_SOURCE RECORDS_.

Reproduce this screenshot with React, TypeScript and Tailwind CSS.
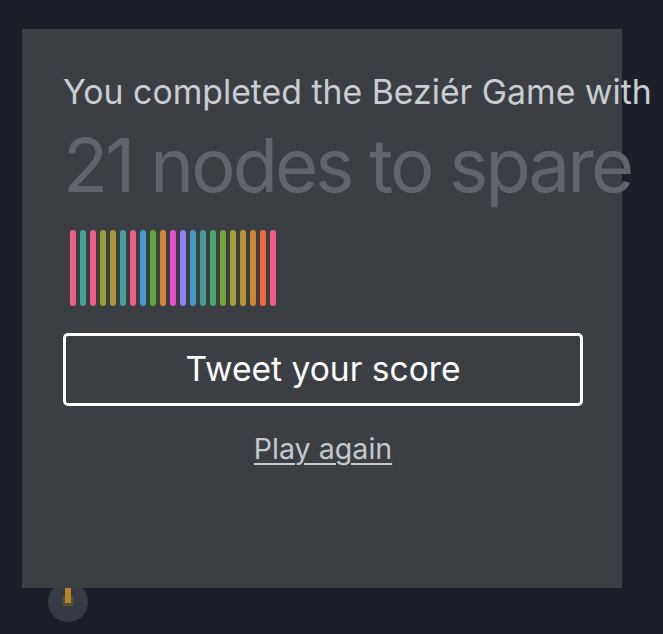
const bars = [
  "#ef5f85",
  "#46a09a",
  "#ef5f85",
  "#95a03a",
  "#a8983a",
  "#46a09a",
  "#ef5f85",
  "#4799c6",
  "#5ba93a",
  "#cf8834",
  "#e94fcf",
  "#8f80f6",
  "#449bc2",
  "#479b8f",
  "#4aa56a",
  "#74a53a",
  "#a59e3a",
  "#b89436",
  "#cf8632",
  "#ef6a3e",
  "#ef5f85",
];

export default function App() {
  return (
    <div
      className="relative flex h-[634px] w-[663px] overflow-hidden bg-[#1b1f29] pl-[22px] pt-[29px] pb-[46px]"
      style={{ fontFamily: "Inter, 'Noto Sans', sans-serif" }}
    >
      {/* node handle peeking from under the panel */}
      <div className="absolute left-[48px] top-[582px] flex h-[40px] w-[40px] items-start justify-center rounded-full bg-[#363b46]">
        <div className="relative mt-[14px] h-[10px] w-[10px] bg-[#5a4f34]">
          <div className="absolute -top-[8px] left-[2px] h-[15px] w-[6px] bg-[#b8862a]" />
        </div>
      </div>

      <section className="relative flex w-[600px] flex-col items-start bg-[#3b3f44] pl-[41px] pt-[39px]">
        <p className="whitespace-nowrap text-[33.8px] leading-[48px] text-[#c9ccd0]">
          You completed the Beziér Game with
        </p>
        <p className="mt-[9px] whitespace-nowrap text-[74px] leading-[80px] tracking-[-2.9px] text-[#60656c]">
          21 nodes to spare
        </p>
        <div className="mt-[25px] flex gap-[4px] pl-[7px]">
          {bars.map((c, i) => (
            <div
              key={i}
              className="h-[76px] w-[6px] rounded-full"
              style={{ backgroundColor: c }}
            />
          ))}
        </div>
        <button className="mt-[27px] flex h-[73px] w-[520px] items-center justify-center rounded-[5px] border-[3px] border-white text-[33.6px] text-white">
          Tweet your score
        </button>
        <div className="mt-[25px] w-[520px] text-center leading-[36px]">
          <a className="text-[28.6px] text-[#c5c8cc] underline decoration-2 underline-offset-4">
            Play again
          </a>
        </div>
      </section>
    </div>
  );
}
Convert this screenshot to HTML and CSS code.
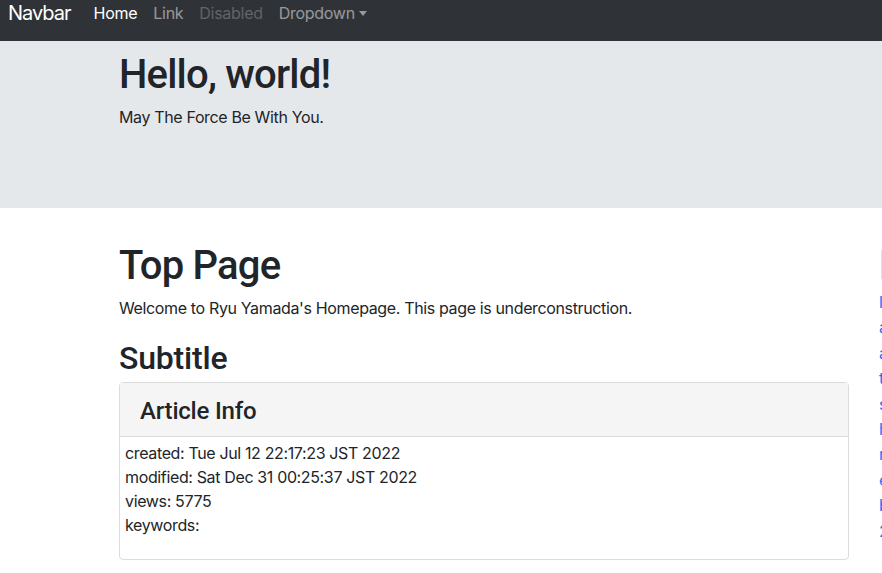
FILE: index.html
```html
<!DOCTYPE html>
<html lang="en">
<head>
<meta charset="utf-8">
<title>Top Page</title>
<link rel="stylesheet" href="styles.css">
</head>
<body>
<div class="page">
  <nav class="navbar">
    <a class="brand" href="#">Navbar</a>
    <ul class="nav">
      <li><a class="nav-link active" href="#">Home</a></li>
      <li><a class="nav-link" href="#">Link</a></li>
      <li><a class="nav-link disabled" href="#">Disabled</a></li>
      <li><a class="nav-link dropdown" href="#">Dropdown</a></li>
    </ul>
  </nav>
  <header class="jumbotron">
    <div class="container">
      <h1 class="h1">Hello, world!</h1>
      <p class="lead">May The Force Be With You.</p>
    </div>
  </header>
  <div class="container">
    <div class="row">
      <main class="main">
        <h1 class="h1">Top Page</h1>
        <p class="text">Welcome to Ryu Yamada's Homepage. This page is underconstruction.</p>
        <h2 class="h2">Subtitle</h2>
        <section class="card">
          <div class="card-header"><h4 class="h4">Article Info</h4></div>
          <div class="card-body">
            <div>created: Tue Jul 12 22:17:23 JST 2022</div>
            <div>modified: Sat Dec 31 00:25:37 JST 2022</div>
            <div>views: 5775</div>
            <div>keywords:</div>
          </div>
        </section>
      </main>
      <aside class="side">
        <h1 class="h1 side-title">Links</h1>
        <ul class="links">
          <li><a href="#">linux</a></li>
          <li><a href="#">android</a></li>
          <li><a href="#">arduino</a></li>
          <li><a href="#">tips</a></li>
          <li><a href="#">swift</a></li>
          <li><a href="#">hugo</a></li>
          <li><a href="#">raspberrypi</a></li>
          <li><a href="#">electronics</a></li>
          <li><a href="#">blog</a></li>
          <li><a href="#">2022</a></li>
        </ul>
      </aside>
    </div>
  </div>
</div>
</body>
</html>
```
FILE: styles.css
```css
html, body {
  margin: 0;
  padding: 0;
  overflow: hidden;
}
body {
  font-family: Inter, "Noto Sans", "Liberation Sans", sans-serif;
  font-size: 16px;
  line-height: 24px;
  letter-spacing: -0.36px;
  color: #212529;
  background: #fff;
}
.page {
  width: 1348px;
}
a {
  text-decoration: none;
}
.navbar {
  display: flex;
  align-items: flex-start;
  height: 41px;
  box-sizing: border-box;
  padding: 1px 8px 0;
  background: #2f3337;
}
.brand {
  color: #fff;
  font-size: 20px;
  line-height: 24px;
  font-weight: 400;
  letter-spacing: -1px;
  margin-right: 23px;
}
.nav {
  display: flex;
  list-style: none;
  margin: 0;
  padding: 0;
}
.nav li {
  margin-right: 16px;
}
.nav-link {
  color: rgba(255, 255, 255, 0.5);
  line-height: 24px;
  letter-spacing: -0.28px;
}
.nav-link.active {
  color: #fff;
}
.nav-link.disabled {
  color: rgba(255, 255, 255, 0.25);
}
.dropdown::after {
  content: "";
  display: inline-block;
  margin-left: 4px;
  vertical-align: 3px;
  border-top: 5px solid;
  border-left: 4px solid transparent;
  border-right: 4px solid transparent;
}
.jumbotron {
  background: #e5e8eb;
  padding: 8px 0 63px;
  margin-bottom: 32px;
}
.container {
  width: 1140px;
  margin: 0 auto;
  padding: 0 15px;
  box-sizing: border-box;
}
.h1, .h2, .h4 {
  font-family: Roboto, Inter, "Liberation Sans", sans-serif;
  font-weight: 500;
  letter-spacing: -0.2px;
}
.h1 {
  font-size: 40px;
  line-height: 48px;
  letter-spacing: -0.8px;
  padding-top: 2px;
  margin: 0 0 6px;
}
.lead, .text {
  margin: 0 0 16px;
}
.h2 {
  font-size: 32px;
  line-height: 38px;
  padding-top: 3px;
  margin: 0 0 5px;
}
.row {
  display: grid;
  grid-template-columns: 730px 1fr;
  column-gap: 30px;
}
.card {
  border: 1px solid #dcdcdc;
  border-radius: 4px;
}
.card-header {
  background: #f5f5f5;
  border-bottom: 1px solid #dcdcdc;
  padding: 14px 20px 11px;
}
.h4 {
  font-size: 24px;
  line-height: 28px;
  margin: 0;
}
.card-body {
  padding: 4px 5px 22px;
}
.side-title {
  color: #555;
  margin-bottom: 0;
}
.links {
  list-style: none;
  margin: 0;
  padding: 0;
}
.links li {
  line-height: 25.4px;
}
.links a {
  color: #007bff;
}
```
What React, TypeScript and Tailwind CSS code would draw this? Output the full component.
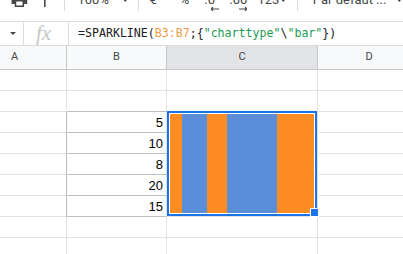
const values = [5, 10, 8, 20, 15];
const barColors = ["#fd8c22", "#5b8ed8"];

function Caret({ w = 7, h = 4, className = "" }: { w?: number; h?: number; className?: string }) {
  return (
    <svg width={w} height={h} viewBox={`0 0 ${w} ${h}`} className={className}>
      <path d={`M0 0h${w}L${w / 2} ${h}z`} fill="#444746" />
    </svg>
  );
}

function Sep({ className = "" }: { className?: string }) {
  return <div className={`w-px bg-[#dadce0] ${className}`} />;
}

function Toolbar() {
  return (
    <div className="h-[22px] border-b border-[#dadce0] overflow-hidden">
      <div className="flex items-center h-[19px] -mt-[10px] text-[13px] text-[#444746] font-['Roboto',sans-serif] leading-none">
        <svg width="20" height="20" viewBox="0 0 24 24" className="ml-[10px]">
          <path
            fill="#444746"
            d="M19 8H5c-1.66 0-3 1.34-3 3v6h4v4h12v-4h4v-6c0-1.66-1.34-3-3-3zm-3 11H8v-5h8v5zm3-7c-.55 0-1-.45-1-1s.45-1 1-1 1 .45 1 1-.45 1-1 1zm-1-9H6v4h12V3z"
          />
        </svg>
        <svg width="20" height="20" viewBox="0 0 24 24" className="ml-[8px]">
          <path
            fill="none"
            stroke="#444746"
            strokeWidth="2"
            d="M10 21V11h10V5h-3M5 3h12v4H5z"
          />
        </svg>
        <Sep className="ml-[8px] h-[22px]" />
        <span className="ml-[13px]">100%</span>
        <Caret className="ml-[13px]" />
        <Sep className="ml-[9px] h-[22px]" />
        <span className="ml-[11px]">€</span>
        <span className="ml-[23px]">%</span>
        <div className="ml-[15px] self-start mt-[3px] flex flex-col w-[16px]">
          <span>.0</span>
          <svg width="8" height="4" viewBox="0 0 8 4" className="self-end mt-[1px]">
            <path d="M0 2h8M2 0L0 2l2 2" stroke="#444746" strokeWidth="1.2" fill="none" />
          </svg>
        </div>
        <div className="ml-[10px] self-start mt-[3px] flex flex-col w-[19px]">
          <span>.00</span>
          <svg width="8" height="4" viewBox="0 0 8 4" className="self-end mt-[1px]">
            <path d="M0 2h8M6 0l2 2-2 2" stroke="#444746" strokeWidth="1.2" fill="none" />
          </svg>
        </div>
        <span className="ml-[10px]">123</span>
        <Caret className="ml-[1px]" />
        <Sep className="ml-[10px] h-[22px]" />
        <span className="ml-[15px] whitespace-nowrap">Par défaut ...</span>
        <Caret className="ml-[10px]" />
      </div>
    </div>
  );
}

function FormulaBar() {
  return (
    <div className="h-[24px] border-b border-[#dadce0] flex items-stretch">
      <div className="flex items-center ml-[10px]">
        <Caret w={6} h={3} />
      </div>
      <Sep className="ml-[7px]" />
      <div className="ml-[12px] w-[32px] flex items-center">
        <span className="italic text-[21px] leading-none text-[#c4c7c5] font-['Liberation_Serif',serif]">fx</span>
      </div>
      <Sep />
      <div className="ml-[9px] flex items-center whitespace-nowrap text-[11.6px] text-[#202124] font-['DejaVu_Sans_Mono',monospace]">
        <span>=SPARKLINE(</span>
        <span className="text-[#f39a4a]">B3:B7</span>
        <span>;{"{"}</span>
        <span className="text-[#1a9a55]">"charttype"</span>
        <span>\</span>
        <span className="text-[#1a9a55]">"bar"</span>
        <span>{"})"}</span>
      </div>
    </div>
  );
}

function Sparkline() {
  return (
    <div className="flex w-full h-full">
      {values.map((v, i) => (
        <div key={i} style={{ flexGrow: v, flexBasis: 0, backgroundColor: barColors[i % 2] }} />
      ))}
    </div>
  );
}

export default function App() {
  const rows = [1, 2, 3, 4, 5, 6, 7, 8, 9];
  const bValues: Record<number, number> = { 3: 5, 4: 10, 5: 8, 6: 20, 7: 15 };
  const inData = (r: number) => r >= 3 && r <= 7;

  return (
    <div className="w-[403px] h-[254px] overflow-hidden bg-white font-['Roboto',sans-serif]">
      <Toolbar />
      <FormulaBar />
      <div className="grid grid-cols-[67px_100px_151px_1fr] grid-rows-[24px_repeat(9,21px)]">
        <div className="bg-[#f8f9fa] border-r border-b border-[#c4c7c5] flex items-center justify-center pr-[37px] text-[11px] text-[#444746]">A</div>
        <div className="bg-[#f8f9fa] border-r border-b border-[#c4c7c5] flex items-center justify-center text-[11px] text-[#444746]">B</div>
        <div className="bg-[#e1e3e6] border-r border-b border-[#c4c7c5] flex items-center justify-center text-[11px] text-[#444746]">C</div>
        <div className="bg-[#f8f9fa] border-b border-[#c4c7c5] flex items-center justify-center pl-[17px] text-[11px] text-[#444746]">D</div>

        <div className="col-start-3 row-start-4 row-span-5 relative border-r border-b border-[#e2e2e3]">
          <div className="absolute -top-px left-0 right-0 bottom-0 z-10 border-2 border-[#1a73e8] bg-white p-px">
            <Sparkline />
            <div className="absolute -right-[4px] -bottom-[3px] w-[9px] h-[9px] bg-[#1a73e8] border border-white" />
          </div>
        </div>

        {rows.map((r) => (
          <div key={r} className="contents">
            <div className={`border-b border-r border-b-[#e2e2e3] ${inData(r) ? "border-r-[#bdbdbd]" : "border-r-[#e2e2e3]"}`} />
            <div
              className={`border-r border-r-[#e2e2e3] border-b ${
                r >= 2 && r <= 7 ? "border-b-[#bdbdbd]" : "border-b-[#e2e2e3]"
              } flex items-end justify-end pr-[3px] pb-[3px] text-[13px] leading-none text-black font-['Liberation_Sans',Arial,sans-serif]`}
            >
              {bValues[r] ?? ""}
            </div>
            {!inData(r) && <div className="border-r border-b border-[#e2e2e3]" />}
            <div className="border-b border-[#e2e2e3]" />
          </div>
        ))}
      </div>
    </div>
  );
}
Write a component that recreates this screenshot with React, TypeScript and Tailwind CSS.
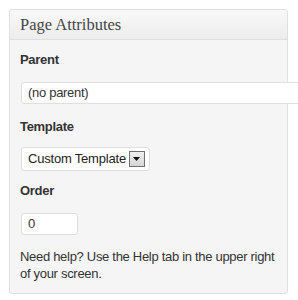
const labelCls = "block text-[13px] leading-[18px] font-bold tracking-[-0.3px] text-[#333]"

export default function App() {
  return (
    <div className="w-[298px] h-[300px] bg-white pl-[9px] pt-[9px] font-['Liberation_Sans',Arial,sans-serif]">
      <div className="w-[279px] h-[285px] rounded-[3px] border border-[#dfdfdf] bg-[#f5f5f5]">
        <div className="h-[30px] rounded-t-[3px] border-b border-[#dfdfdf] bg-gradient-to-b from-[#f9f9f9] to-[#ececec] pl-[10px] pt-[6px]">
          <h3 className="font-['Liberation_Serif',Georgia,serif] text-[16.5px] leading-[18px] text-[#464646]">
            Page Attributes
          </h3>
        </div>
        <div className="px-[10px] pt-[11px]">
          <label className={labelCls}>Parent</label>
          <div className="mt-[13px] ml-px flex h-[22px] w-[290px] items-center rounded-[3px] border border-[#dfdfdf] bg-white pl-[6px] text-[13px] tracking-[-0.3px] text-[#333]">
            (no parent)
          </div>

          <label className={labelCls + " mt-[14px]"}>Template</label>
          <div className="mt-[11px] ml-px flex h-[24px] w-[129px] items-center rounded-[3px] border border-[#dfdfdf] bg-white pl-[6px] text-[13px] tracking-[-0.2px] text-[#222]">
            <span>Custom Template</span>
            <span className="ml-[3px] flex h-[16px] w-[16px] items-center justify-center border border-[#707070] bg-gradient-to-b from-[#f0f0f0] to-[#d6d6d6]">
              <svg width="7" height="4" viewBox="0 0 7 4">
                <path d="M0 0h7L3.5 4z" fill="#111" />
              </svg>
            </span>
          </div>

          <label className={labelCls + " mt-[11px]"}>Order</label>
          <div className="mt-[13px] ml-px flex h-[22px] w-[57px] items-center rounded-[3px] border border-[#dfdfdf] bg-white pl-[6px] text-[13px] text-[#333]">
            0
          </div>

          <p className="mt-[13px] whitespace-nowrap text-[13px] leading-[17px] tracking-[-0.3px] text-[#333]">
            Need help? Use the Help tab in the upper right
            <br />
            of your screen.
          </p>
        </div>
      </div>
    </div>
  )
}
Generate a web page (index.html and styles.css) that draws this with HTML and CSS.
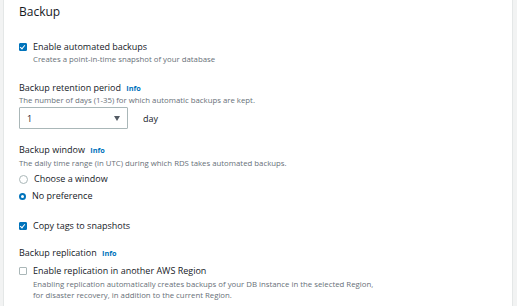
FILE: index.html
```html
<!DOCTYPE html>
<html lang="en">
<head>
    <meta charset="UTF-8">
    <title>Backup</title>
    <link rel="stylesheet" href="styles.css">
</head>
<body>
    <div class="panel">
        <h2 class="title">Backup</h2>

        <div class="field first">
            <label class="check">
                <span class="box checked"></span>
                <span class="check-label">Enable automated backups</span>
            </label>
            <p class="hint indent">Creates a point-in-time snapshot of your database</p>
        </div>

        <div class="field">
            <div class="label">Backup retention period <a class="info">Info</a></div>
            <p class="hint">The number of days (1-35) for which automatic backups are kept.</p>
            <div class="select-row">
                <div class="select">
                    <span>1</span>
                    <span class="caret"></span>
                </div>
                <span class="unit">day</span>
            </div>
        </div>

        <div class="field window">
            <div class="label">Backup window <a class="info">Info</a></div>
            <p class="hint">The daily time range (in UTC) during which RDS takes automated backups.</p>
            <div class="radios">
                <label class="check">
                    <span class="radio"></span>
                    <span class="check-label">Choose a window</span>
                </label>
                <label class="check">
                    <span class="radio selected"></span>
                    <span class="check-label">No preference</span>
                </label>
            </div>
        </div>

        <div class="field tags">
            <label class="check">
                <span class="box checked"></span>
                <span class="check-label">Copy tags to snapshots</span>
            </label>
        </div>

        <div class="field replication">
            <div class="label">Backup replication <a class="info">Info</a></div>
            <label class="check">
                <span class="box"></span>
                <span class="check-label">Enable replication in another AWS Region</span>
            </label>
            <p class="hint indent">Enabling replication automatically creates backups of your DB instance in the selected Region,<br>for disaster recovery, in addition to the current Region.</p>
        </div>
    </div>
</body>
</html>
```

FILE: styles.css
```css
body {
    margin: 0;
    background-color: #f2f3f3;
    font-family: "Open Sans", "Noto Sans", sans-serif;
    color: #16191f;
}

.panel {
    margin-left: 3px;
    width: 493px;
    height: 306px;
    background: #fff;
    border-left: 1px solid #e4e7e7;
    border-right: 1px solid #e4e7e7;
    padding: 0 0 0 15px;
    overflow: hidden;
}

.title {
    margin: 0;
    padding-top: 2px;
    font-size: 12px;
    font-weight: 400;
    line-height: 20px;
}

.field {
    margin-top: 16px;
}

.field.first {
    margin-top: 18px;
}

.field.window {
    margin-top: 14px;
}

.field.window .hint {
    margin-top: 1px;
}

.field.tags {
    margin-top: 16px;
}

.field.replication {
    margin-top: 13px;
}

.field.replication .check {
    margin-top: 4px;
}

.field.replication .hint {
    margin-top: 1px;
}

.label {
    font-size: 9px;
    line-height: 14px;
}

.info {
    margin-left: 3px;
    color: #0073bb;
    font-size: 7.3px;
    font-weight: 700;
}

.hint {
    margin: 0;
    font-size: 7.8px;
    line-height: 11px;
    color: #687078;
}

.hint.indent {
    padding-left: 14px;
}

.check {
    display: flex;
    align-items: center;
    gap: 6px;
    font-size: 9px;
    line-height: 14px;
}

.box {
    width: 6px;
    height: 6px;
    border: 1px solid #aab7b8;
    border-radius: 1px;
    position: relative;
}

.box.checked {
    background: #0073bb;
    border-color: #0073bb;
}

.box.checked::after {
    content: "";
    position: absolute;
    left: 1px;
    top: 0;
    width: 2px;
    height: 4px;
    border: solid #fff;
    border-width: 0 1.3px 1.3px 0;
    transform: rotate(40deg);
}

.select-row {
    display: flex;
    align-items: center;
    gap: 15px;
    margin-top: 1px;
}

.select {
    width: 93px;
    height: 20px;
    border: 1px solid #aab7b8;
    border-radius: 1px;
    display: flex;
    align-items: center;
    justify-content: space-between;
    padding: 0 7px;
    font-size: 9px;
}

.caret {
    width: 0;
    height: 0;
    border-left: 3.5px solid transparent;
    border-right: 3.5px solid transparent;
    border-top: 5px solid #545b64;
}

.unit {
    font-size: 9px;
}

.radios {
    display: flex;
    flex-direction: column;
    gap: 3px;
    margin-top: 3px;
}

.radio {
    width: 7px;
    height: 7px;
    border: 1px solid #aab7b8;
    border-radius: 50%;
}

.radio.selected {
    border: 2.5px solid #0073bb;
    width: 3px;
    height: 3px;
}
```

_YOUR GOAL_. Where a line holds "full", copy it out.

_EXERCISE OUTPUT_.
      <div className="absolute left-[48px] top-[582px] flex h-[40px] w-[40px] items-start justify-center rounded-full bg-[#363b46]">
              className="h-[76px] w-[6px] rounded-full"
What React, TypeScript and Tailwind CSS code would draw this? Output the full component.
    <div className="flex w-full h-full">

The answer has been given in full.